[start of Data excerpt]
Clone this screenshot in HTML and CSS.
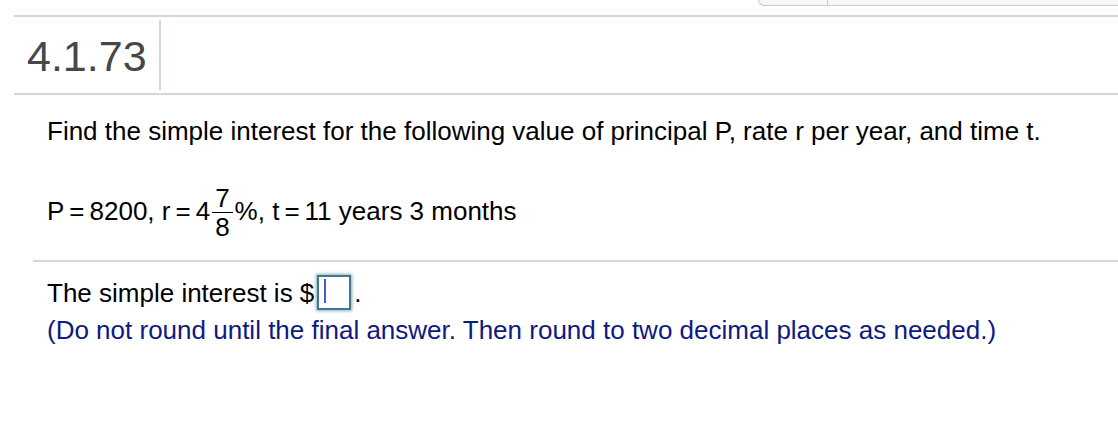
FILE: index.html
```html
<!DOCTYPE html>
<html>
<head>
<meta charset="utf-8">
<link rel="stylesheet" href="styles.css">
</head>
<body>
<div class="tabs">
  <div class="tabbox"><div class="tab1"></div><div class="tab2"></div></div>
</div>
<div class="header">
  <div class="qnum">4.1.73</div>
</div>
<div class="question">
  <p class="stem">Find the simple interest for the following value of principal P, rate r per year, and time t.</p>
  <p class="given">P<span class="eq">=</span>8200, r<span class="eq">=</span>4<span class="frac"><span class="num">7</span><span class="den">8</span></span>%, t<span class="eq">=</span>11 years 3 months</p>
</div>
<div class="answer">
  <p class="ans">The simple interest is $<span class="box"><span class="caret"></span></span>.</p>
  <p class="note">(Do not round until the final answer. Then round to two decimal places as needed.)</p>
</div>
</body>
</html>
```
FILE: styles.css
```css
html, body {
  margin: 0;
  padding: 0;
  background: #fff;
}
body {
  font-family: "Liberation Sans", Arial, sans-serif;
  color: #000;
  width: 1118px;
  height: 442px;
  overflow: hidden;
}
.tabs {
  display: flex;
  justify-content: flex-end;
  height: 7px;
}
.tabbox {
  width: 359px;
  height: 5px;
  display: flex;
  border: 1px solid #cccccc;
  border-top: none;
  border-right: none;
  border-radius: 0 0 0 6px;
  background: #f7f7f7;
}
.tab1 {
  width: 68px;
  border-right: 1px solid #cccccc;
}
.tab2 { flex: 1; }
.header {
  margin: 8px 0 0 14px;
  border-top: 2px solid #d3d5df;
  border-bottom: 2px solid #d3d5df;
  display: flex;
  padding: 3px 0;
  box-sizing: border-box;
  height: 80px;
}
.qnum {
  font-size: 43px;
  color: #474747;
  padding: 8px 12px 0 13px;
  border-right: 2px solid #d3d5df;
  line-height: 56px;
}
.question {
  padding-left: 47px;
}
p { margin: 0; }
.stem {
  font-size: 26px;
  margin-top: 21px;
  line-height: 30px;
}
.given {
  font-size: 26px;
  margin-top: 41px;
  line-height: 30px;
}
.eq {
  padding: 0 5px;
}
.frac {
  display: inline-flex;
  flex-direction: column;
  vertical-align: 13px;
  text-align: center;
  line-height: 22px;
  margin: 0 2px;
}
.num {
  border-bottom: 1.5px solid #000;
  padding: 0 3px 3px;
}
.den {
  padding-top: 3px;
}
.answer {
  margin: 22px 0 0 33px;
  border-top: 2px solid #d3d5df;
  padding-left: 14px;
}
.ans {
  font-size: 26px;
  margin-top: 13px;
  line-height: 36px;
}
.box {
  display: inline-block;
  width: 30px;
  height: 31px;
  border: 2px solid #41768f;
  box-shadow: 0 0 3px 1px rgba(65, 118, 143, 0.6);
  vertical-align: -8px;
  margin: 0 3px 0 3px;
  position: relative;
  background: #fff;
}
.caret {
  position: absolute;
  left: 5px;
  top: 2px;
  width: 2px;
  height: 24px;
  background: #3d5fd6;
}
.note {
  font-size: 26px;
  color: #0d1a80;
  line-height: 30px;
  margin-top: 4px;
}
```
[end of Data excerpt]
* **Stated goal**: Using the data above, print every line exactly, omitting pictures.

* **Task result**:
Clone this screenshot in HTML and CSS.
FILE: index.html
```html
<!DOCTYPE html>
<html>
<head>
<meta charset="utf-8">
<link rel="stylesheet" href="styles.css">
</head>
<body>
<div class="tabs">
  <div class="tabbox"><div class="tab1"></div><div class="tab2"></div></div>
</div>
<div class="header">
  <div class="qnum">4.1.73</div>
</div>
<div class="question">
  <p class="stem">Find the simple interest for the following value of principal P, rate r per year, and time t.</p>
  <p class="given">P<span class="eq">=</span>8200, r<span class="eq">=</span>4<span class="frac"><span class="num">7</span><span class="den">8</span></span>%, t<span class="eq">=</span>11 years 3 months</p>
</div>
<div class="answer">
  <p class="ans">The simple interest is $<span class="box"><span class="caret"></span></span>.</p>
  <p class="note">(Do not round until the final answer. Then round to two decimal places as needed.)</p>
</div>
</body>
</html>
```
FILE: styles.css
```css
html, body {
  margin: 0;
  padding: 0;
  background: #fff;
}
body {
  font-family: "Liberation Sans", Arial, sans-serif;
  color: #000;
  width: 1118px;
  height: 442px;
  overflow: hidden;
}
.tabs {
  display: flex;
  justify-content: flex-end;
  height: 7px;
}
.tabbox {
  width: 359px;
  height: 5px;
  display: flex;
  border: 1px solid #cccccc;
  border-top: none;
  border-right: none;
  border-radius: 0 0 0 6px;
  background: #f7f7f7;
}
.tab1 {
  width: 68px;
  border-right: 1px solid #cccccc;
}
.tab2 { flex: 1; }
.header {
  margin: 8px 0 0 14px;
  border-top: 2px solid #d3d5df;
  border-bottom: 2px solid #d3d5df;
  display: flex;
  padding: 3px 0;
  box-sizing: border-box;
  height: 80px;
}
.qnum {
  font-size: 43px;
  color: #474747;
  padding: 8px 12px 0 13px;
  border-right: 2px solid #d3d5df;
  line-height: 56px;
}
.question {
  padding-left: 47px;
}
p { margin: 0; }
.stem {
  font-size: 26px;
  margin-top: 21px;
  line-height: 30px;
}
.given {
  font-size: 26px;
  margin-top: 41px;
  line-height: 30px;
}
.eq {
  padding: 0 5px;
}
.frac {
  display: inline-flex;
  flex-direction: column;
  vertical-align: 13px;
  text-align: center;
  line-height: 22px;
  margin: 0 2px;
}
.num {
  border-bottom: 1.5px solid #000;
  padding: 0 3px 3px;
}
.den {
  padding-top: 3px;
}
.answer {
  margin: 22px 0 0 33px;
  border-top: 2px solid #d3d5df;
  padding-left: 14px;
}
.ans {
  font-size: 26px;
  margin-top: 13px;
  line-height: 36px;
}
.box {
  display: inline-block;
  width: 30px;
  height: 31px;
  border: 2px solid #41768f;
  box-shadow: 0 0 3px 1px rgba(65, 118, 143, 0.6);
  vertical-align: -8px;
  margin: 0 3px 0 3px;
  position: relative;
  background: #fff;
}
.caret {
  position: absolute;
  left: 5px;
  top: 2px;
  width: 2px;
  height: 24px;
  background: #3d5fd6;
}
.note {
  font-size: 26px;
  color: #0d1a80;
  line-height: 30px;
  margin-top: 4px;
}
```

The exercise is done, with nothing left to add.